Pada rakor dimaksud, secara implisit penekanan masalah kemiskinan lebih difokuskan kepada kemiskinan nelayan. Penulis sangat sependapat kalau pengentasan kemiskinan tersebut dimulai dari wilayah pesisir, karena ada beberapa alasan utama sebagai berikut :
pertama , ± 15 % penduduk Sumatera Barat yang bermukim di wilayah pesisir hidup dalam kondisi miskin, fenomena ini sangat bertolak belakang dengan potensi sumberdaya kelautan dan perikanan yang dimiliki (yang katanya berlimpah).

kedua, kemiskinan nelayan cukup kompleks bila dibandingkan dengan kemiskinan penduduk yang bekerja pada sektor lain, dimana jam kerja terbatas karena dibatasi oleh musim, posisi tawar nelayan sangat lemah dan tidak memiliki mata pencaharian alternatif.

ketiga, pembangunan bidang kelautan dan perikanan selama pemerintahan orde baru termarginalkan, pembanguan lebih berorientasi pada sektor pertanian (up-land), sedangkan sub sektor kelautan dan perikanan merupakan hanya pelengkap.

keempat, Kelembagaan ekonomi bidang kelautan dan perikanan jumlahnya terbatas dan sulit berkembang, halnya ini disebabkan beberapa faktor seperti, terbatasnya skim kredit untuk nelayan, investasi yang dibutuhkan cukup besar dan resiko usaha cukup tinggi.

Dari berbagai alasan diatas, seharusnya sudah ada blue print pembangunan kelautan yang terintegral dalam upaya pengentasan kemiskinan nelayan.

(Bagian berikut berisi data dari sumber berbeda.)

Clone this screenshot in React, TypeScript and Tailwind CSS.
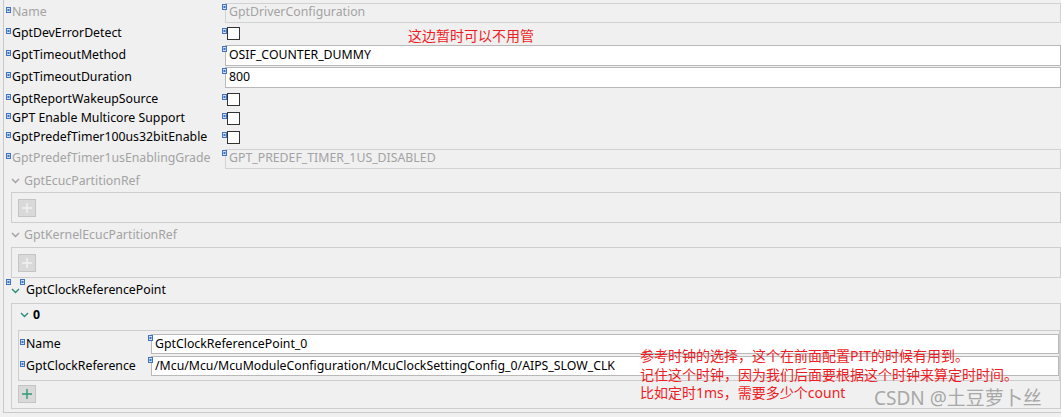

Dengan berbagai kebijakan daerah sekarang ini menimbulkan satu pertanyaan, yaitu kapan pembangunan kelautan dan perikanan tersebut betul-betul menjadi arus utama (main-stream) kebijakan pembangunan daerah ?, disisi lain penulis melihat paradoks dan dualisme antara kebijakan dengan realita yang terjadi, antara lain :

pertama, sampai saat sekarang pemerintah belum mampu mereposisi kebijakan pembangunan kelautan, baik secara ekonomi politik, maupun kelembagaan. pembangunan kelautan masih status quo, masih terlihat ego dari masing-masing sektor. Permasalahan kemiskinan nelayan di Sumatera Barat tidak akan dapat diselesaikan hanya melalui sektor kelautan dan perikanan saja, tetapi seluruh sektor pembangunan yang ada harus terlibat

kedua, pembangunan kelautan dan perikanan belum mampu menciptakan clean dan good governance, dimana perencanaan pembangunan belum berdasarkan data dan informasi yang bisa dipertanggungjawabkan, serta belum berangkat dari akar permasalahan, tetapi masih berdasarkan kepentingan pihak-pihak tertentu. (project oriented)

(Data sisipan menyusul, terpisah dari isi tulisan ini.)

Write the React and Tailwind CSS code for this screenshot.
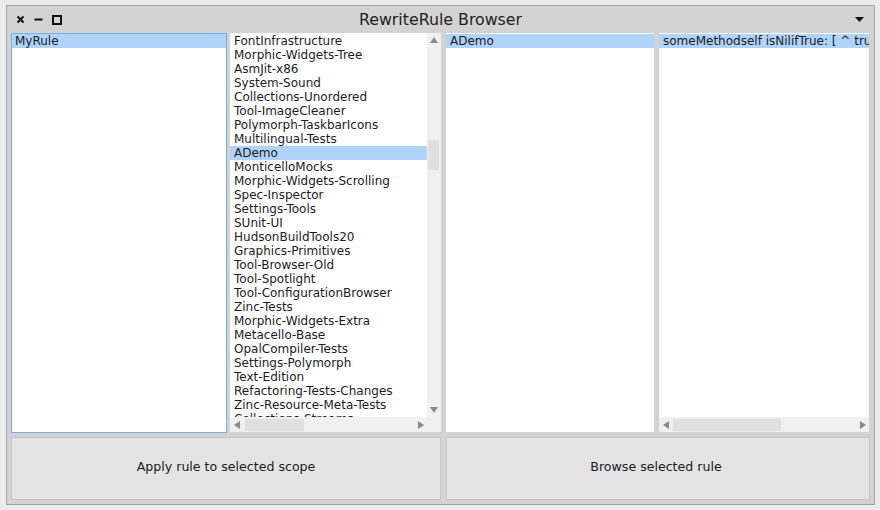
const packages = [
	"FontInfrastructure",
	"Morphic-Widgets-Tree",
	"AsmJit-x86",
	"System-Sound",
	"Collections-Unordered",
	"Tool-ImageCleaner",
	"Polymorph-TaskbarIcons",
	"Multilingual-Tests",
	"ADemo",
	"MonticelloMocks",
	"Morphic-Widgets-Scrolling",
	"Spec-Inspector",
	"Settings-Tools",
	"SUnit-UI",
	"HudsonBuildTools20",
	"Graphics-Primitives",
	"Tool-Browser-Old",
	"Tool-Spotlight",
	"Tool-ConfigurationBrowser",
	"Zinc-Tests",
	"Morphic-Widgets-Extra",
	"Metacello-Base",
	"OpalCompiler-Tests",
	"Settings-Polymorph",
	"Text-Edition",
	"Refactoring-Tests-Changes",
	"Zinc-Resource-Meta-Tests",
	"Collections-Streams",
	"Kernel-Tests",
]

const font = { fontFamily: '"DejaVu Sans", sans-serif' }

// little scrollbar arrows
const Arrow = ({ dir }) => {
	const points = {
		up: "1,8 9,8 5,2",
		down: "1,2 9,2 5,8",
		left: "8,1 8,9 2,5",
		right: "2,1 2,9 8,5",
	}
	return (
		<svg width="10" height="10" viewBox="0 0 10 10" className="flex-none">
			<polygon points={points[dir]} fill="#8a8a8a" />
		</svg>
	)
}

const Row = ({ text, selected, pad = "pl-[4px]" }) => (
	<div
		className={
			"h-[14px] leading-[14px] text-[12px] whitespace-nowrap text-[#1b1b26] " +
			pad +
			(selected ? " bg-[#b0d4f8]" : "")
		}
	>
		{text}
	</div>
)

const HScroll = ({ thumbLeft, thumbWidth, className = "" }) => (
	<div className={"flex items-center h-[15px] bg-[#f0f0f0] " + className}>
		<div className="w-[13px] flex justify-center">
			<Arrow dir="left" />
		</div>
		<div className="flex-1 h-[12px] relative">
			<div
				className="absolute top-0 h-[12px] bg-[#e0e0e0]"
				style={{ left: thumbLeft, width: thumbWidth }}
			/>
		</div>
		<div className="w-[13px] flex justify-center">
			<Arrow dir="right" />
		</div>
	</div>
)

export default function App() {
	return (
		<div className="w-[880px] h-[510px] bg-[#ececec] pt-[5px] pl-[6px]" style={font}>
			<div className="w-[869px] h-[500px] border border-[#a4a4a4] bg-[#d3d3d3] flex flex-col">
				{/* title bar */}
				<div className="h-[27px] flex items-center relative flex-none">
					<div className="flex items-center pl-[9px] gap-[9px]">
						<svg width="9" height="9" viewBox="0 0 9 9">
							<path d="M1.5 1.5 L7.5 7.5 M7.5 1.5 L1.5 7.5" stroke="#111" strokeWidth="2" />
						</svg>
						<svg width="9" height="9" viewBox="0 0 9 9">
							<path d="M0.5 4.5 L8.5 4.5" stroke="#111" strokeWidth="2" />
						</svg>
						<svg width="10" height="10" viewBox="0 0 10 10">
							<rect x="1" y="1" width="8" height="8" fill="none" stroke="#111" strokeWidth="2" />
						</svg>
					</div>
					<div className="absolute left-0 right-0 text-center text-[15.8px] text-[#222] pointer-events-none">
						RewriteRule Browser
					</div>
					<div className="ml-auto pr-[10px]">
						<svg width="9" height="6" viewBox="0 0 9 6">
							<polygon points="0,0 9,0 4.5,5" fill="#111" />
						</svg>
					</div>
				</div>

				{/* panels */}
				<div className="flex px-[4px] h-[400px] flex-none">
					<div className="w-[216px] h-[400px] bg-white border border-[#78aee4]">
						<Row text="MyRule" selected pad="pl-[3px]" />
					</div>

					<div className="ml-[3px] w-[211px] h-[399px] flex flex-col">
						<div className="flex flex-1 min-h-0">
							<div className="w-[197px] bg-white overflow-hidden pt-[1px]">
								{packages.map((name) => (
									<Row key={name} text={name} selected={name === "ADemo"} />
								))}
							</div>
							<div className="w-[14px] bg-[#f0f0f0] flex flex-col items-center">
								<div className="h-[14px] flex items-center">
									<Arrow dir="up" />
								</div>
								<div className="flex-1 w-full relative">
									<div className="absolute left-[1px] right-[2px] top-[93px] h-[30px] bg-[#e0e0e0]" />
								</div>
								<div className="h-[14px] flex items-center">
									<Arrow dir="down" />
								</div>
							</div>
						</div>
						<div className="flex">
							<HScroll thumbLeft={2} thumbWidth={59} className="w-[197px]" />
							<div className="w-[14px] h-[15px] bg-[#f0f0f0]" />
						</div>
					</div>

					<div className="ml-[5px] w-[208px] h-[399px] bg-white pt-[1px]">
						<Row text="ADemo" selected />
					</div>

					<div className="ml-[5px] w-[210px] h-[399px] flex flex-col">
						<div className="flex-1 bg-white overflow-hidden pt-[1px]">
							<Row text="someMethodself isNilifTrue: [ ^ true ]" selected />
						</div>
						<HScroll thumbLeft={1} thumbWidth={108} />
					</div>
				</div>

				{/* buttons */}
				<div className="flex px-[4px] pt-[4px] gap-[5px]">
					<button className="w-[430px] h-[63px] pb-[2px] bg-[#e4e4e4] border border-[#c6c6c6] text-[12.6px] text-[#1b1b26]">
						Apply rule to selected scope
					</button>
					<button className="w-[424px] h-[63px] pb-[2px] pr-[4px] bg-[#e4e4e4] border border-[#c6c6c6] text-[12.6px] text-[#1b1b26]">
						Browse selected rule
					</button>
				</div>
			</div>
		</div>
	)
}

ketiga, pembangunan kelautan terlalu mengandalkan hutang luar negeri (maaf walaupun hutang RI) tidak significan dengan dana APBD, seperti rehabilitasi terumbu karang (COREMAP) dan pengelolaan sumberdaya pesisir dan laut (MCRMP). Penulis bukan mempermasalahkan dari mana sumber pembiayaannya, tetapi sejauh mana program tersebut memberi dampak terhadap peningkatan kesejahteraan nelayan.

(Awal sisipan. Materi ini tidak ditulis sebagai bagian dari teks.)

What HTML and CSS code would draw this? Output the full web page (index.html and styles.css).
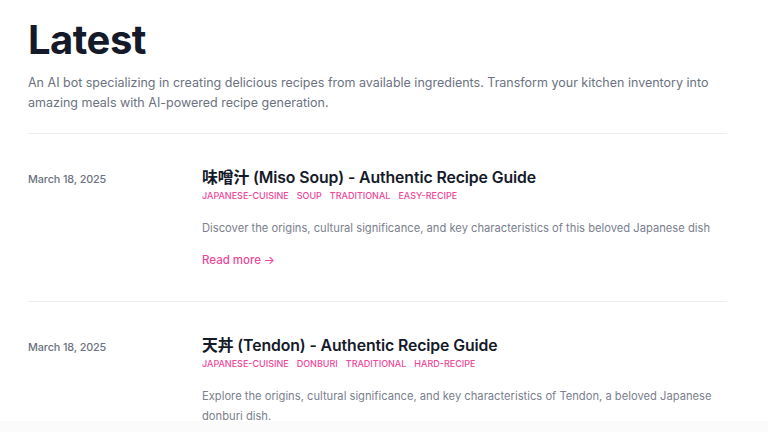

keempat, belum pernah dilakukan identifikasi kebutuhan SDM bidang kelautan dan perikanan, pengembangan pendidikan SDM tidak sesuai dengan kebutuhan SKPD Kelautan dan Perikanan (konsentrasi pendidikan pada program MM), PNS yang diterima sebelumnya untuk mengisi formasi jabatan fungsional (penyuluh) banyak berkeliaran dijabatan struktural

kelima, peraturan dibidang kelautan dan perikanan belum sepenuhnya dapat direalisasikan, seperti masih maraknya illegal fishing, alur penangkapan tidak sesuai dengan ketentuan yang berlaku, dan pemanfaatan sumberdaya tidak berdasarkan zonasi

Merujuk kepada lima penyebab tersebut, sehingga sampai sekarang sector kelautan masih diposisikan sebagai sektor pinggiran (peripheral sector). Sebagai solusinya harus ada orientasi kebijakan yang jelas, baik pada level politik, institusi, dan implementatif sebagai berikut :

pertama, pada level politik, Gubernur hasil pilihan rakyat, demikian juga DPRD hasil Pemilu yang jurdil, harus konsisten terhadap program bidang kelautan dan perikanan dan pengentasan kemiskinan yang disampaikan sewaktu kampanye, sebagai konsekuensinya program tersebut harus tergambar, mulai dari RPJPD, RPJMD, RKPD sampai pada APBD. Untuk anggota legislatif, setelah saudara berada pada lembaga DPRD, mari kita hilangkan, warna, simbol dan bendera partai, sebaliknya bagaimana anda bisa mengawal hasil Musrenbang daerah pemilihan saudara, sehingga saudara merupakan reperesentasi dari suara yang saudara wakili.

kedua, dilevel institusi, dalam penempatan figur-figur pejabat struktural pada SKPD terkait harus dimulai dengan niat yang ikhlas untuk kepentingan rakyat dan abaikan kepentingan politis, untuk itu tempatkan SDM yang professional dibidangnya mulai dari kabupaten/kota (kepala SKPD adalah rekomendasi Gubernur) sampai pada tingkat propinsi, dan utamakan jujur dalam pengabdian

ketiga, dilevel implementatif, peran tungku tigo sajarangan dan tali tigo sapilin (oraganisasi kemasyarakatan/civil society organization) sangat diperlukan untuk mengawasi proses pembangunan.